Q: So did you eventually take a hiatus or take leave of your own accord?

Jimmy Scott: Most of the leaves I took in the business were of my own accord because we got tired. And then the money's going one way and you're going another. I had rent to pay, I had bills to pay. There was times I needed money to survive. But if you ain't getting no money, how can you survive? Simple as that, that's all it was.

And you back off and hope for a better show. Maybe somebody would come along and give you a hand, maybe they wouldn't. But I was grateful for any hand that I was given. They called up and I got that shot at the Baby Grand. That was one of the greatest things that had happened to me, in my opinion at that time, because nobody had ever done anything like that for me. It's just like this award. It's a great help to me and my wife at this particular time. It's something we needed, you see. And a great honor. And it can mean many things for the future for both of us. And that's another important thing about it.

Q: Do you have any aspirations about how you hope to be perceived by your peers, by the musicians, by the people?

Jimmy Scott: Well, as far as musicians, I hope to be perceived as a brother of loyalty to them, respectfully. And I try to respect every one in the business and I'm hoping to gain a little more respect from the producing side of the business, so that advantages will be created for me to step ahead in life.

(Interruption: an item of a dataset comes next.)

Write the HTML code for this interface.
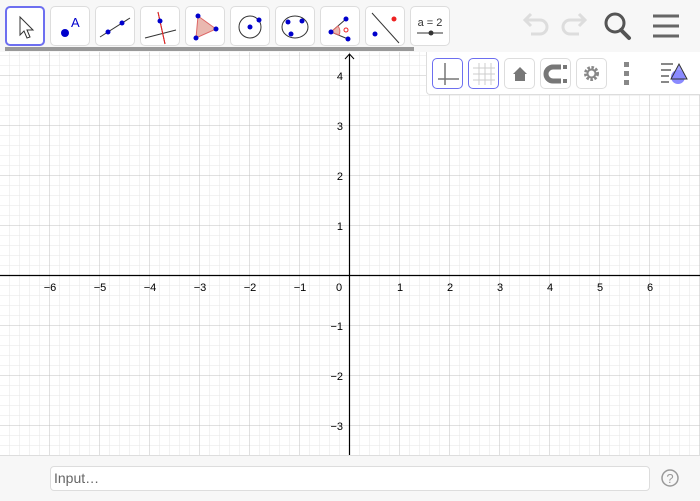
<!DOCTYPE html>
<html><head><meta charset="utf-8"><style>
body{margin:0;width:700px;height:500px;overflow:hidden;background:#fff;font-family:"Liberation Sans",sans-serif;position:relative}
#tb{position:absolute;left:0;top:0;width:700px;height:52px;background:#f7f7f7}
.b{position:absolute;top:6px;width:38px;height:38px;background:#fff;border:1px solid #ddd;border-radius:5px}
.b svg{position:absolute;left:0;top:0}
#sb{position:absolute;left:426px;top:52px;width:274px;height:42px;background:#fff;border:1px solid #ddd;border-right:none;border-top:none;border-radius:0 0 0 4px}
.s{position:absolute;top:6px;width:29px;height:29px;border:1px solid #ddd;border-radius:5px;background:#fff}
#ib{position:absolute;left:0;top:455px;width:700px;height:45px;background:#f7f7f7;border-top:1px solid #ddd}
</style></head><body>
<svg width="700" height="500" style="position:absolute;left:0;top:0">
<defs>
<pattern id="mi" patternUnits="userSpaceOnUse" x="9.5" y="5.5" width="10" height="10"><path d="M0 0V10M0 0H10" stroke="#e6e6e6" stroke-width="1" fill="none"/></pattern>
<pattern id="ma" patternUnits="userSpaceOnUse" x="49.5" y="25.5" width="50" height="50"><path d="M0 0V50M0 0H50" stroke="#c0c0c0" stroke-width="1" fill="none"/></pattern>
</defs>
<rect x="0" y="52" width="700" height="403" fill="url(#mi)"/>
<rect x="0" y="52" width="700" height="403" fill="url(#ma)"/>
<path d="M0 275.5H700M349.5 455V54" stroke="#000" stroke-width="1.2"/>
<path d="M345 59L349.5 54L354 59" stroke="#000" fill="none"/>
<g font-size="11" fill="#000" text-anchor="middle">
<text x="50" y="291">−6</text><text x="100" y="291">−5</text><text x="150" y="291">−4</text><text x="200" y="291">−3</text><text x="250" y="291">−2</text><text x="300" y="291">−1</text><text x="339" y="291">0</text>
<text x="400" y="291">1</text><text x="450" y="291">2</text><text x="500" y="291">3</text><text x="550" y="291">4</text><text x="600" y="291">5</text><text x="650" y="291">6</text>
</g>
<g font-size="11" fill="#000" text-anchor="end">
<text x="343" y="80">4</text><text x="343" y="130">3</text><text x="343" y="180">2</text><text x="343" y="230">1</text>
<text x="343" y="330">−1</text><text x="343" y="380">−2</text><text x="343" y="430">−3</text>
</g>
</svg>
<div id="tb">
<div class="b" style="left:5px;border:2px solid #6d6ff0;width:36px;height:36px"><svg width="36" height="36"><path d="M13 9L13 27L17 23L20 30L23 29L20 22L26 22Z" fill="#fff" stroke="#333" stroke-width="1"/></svg></div>
<div class="b" style="left:50px"><svg width="38" height="38"><circle cx="14" cy="26" r="4" fill="#00c"/><text x="20" y="20" font-size="13" fill="#00c" font-family="Liberation Sans">A</text></svg></div>
<div class="b" style="left:95px"><svg width="38" height="38"><path d="M4 30L34 11" stroke="#333"/><circle cx="12" cy="25" r="2.5" fill="#00c"/><circle cx="26" cy="16" r="2.5" fill="#00c"/></svg></div>
<div class="b" style="left:140px"><svg width="38" height="38"><path d="M4 31L35 23M17 5L24 37" stroke="#333"/><path d="M17 5L24 37" stroke="#e22"/><circle cx="19" cy="14" r="2.5" fill="#00c"/></svg></div>
<div class="b" style="left:185px"><svg width="38" height="38"><path d="M12 9L30 22L10 31Z" fill="#eab8b0" stroke="#d66"/><circle cx="12" cy="9" r="2.5" fill="#00c"/><circle cx="30" cy="22" r="2.5" fill="#00c"/><circle cx="10" cy="31" r="2.5" fill="#00c"/></svg></div>
<div class="b" style="left:230px"><svg width="38" height="38"><circle cx="19" cy="20" r="11" fill="none" stroke="#333"/><circle cx="19" cy="20" r="2.5" fill="#00c"/><circle cx="28" cy="13" r="2.5" fill="#00c"/></svg></div>
<div class="b" style="left:275px"><svg width="38" height="38"><ellipse cx="19" cy="20" rx="13" ry="11" fill="none" stroke="#333"/><circle cx="12" cy="15" r="2.5" fill="#00c"/><circle cx="26" cy="14" r="2.5" fill="#00c"/><circle cx="15" cy="27" r="2.5" fill="#00c"/></svg></div>
<div class="b" style="left:320px"><svg width="38" height="38"><path d="M25 12L10 25L27 32" fill="none" stroke="#333"/><path d="M10 25L17 19A9 9 0 0 1 18 28Z" fill="#eab8b0" stroke="#d66"/><circle cx="25" cy="12" r="2.5" fill="#00c"/><circle cx="10" cy="25" r="2.5" fill="#00c"/><circle cx="27" cy="32" r="2.5" fill="#00c"/><circle cx="25" cy="23" r="2" fill="none" stroke="#e22"/></svg></div>
<div class="b" style="left:365px"><svg width="38" height="38"><path d="M6 6L33 36" stroke="#333"/><circle cx="9" cy="27" r="2.5" fill="#00c"/><circle cx="28" cy="12" r="2.5" fill="#e22"/></svg></div>
<div class="b" style="left:410px"><svg width="38" height="38"><text x="19" y="19" font-size="11" text-anchor="middle" fill="#333" font-family="Liberation Sans">a = 2</text><path d="M6 26H32" stroke="#333"/><circle cx="20" cy="26" r="2.5" fill="#333"/></svg></div>
<div style="position:absolute;left:5px;top:47px;width:409px;height:4px;background:#999"></div>
<svg width="180" height="52" style="position:absolute;left:515px;top:0"><path d="M10 20H25A7 7 0 0 1 25 34H16M16 14L10 20L16 26" fill="none" stroke="#ddd" stroke-width="3"/><path d="M70 20H55A7 7 0 0 0 55 34H64M64 14L70 20L64 26" fill="none" stroke="#ddd" stroke-width="3"/><circle cx="100" cy="23" r="9" fill="none" stroke="#555" stroke-width="3"/><path d="M106 30L114 38" stroke="#555" stroke-width="4" stroke-linecap="round"/><path d="M138 16H164M138 26H164M138 36H164" stroke="#666" stroke-width="3"/></svg>
</div>
<div id="sb">
<div class="s" style="left:5px;border-color:#6d6ff0"><svg width="29" height="29"><path d="M5 20H26M12 4V26" stroke="#777" stroke-width="1.5"/></svg></div>
<div class="s" style="left:41px;border-color:#6d6ff0"><svg width="29" height="29"><path d="M4 9H26M4 15H26M4 21H26M10 4V26M16 4V26M22 4V26" stroke="#ccc"/></svg></div>
<div class="s" style="left:77px"><svg width="29" height="29"><path d="M8 15L15 8L22 15H20V22H10V15Z" fill="#777"/></svg></div>
<div class="s" style="left:113px"><svg width="29" height="29"><path d="M20 8H12A7 7 0 0 0 12 22H20" fill="none" stroke="#777" stroke-width="5"/><path d="M22 8H26M22 22H26" stroke="#777" stroke-width="4"/></svg></div>
<div class="s" style="left:149px"><svg width="29" height="29"><circle cx="14.5" cy="14.5" r="6" fill="none" stroke="#888" stroke-width="3" stroke-dasharray="2.5 1.5"/><circle cx="14.5" cy="14.5" r="4" fill="none" stroke="#888" stroke-width="2"/></svg></div>
<svg width="12" height="42" style="position:absolute;left:195px;top:0"><rect x="2" y="10" width="5" height="5" fill="#888"/><rect x="2" y="19" width="5" height="5" fill="#888"/><rect x="2" y="28" width="5" height="5" fill="#888"/></svg>
<svg width="40" height="42" style="position:absolute;left:232px;top:0"><path d="M2 12H14M2 18H12M2 24H10M2 30H10" stroke="#888" stroke-width="2"/><circle cx="19" cy="25" r="7" fill="#8a8aff"/><path d="M12 27L20 12L28 27Z" fill="#8a8aff" stroke="#333" stroke-width="1" fill-opacity=".8"/></svg>
</div>
<div id="ib">
<div style="position:absolute;left:50px;top:10px;width:595px;height:23px;background:#fff;border:1px solid #ddd;border-radius:4px;font-size:14px;color:#666;line-height:23px;padding-left:3px">Input…</div>
<svg width="20" height="20" style="position:absolute;left:660px;top:12px"><circle cx="10" cy="10" r="8" fill="none" stroke="#999" stroke-width="1.5"/><text x="10" y="15" font-size="13" text-anchor="middle" fill="#999" font-family="Liberation Sans">?</text></svg>
</div>
</body></html>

And I have wife now, and naturally I'm looking forward to making a salary that will afford me to take care of her.

Q: So are you turning gigs down these days or are you happy to tour and happy to go out?

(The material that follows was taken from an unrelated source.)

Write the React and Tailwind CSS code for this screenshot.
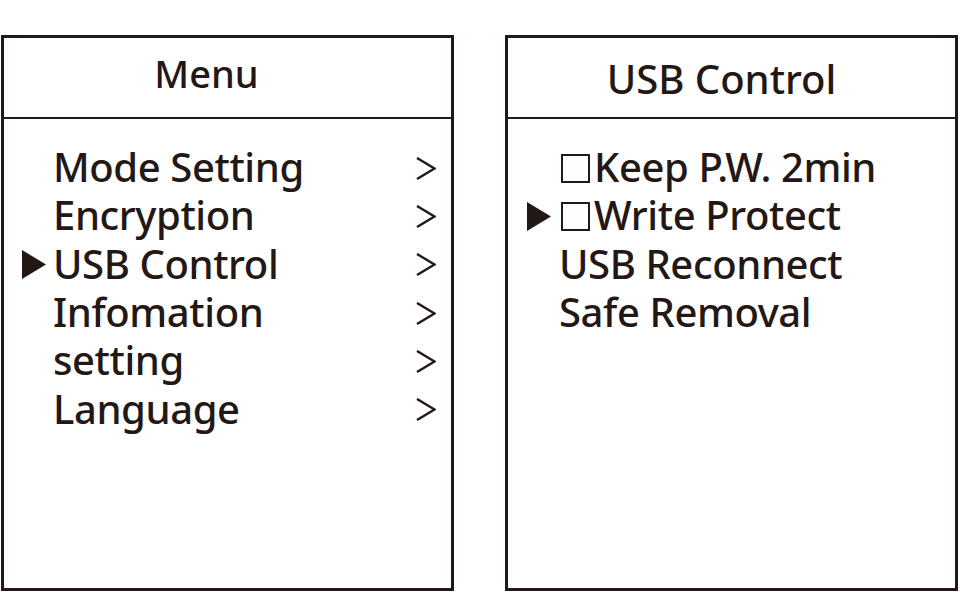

Jimmy Scott: Show business has always been my life. I love it. I've shared the ups and downs. So it will still be my life. It is a big piece of your life because this is all you know. It just seems like it takes you to such great heights in your life.
In between, I've taken regular gigs, I've worked in grocery stores, worked as a dishwasher, a porter in different places, all for survival. I don't feel bad about doing it. I wished I could have done better. And still do.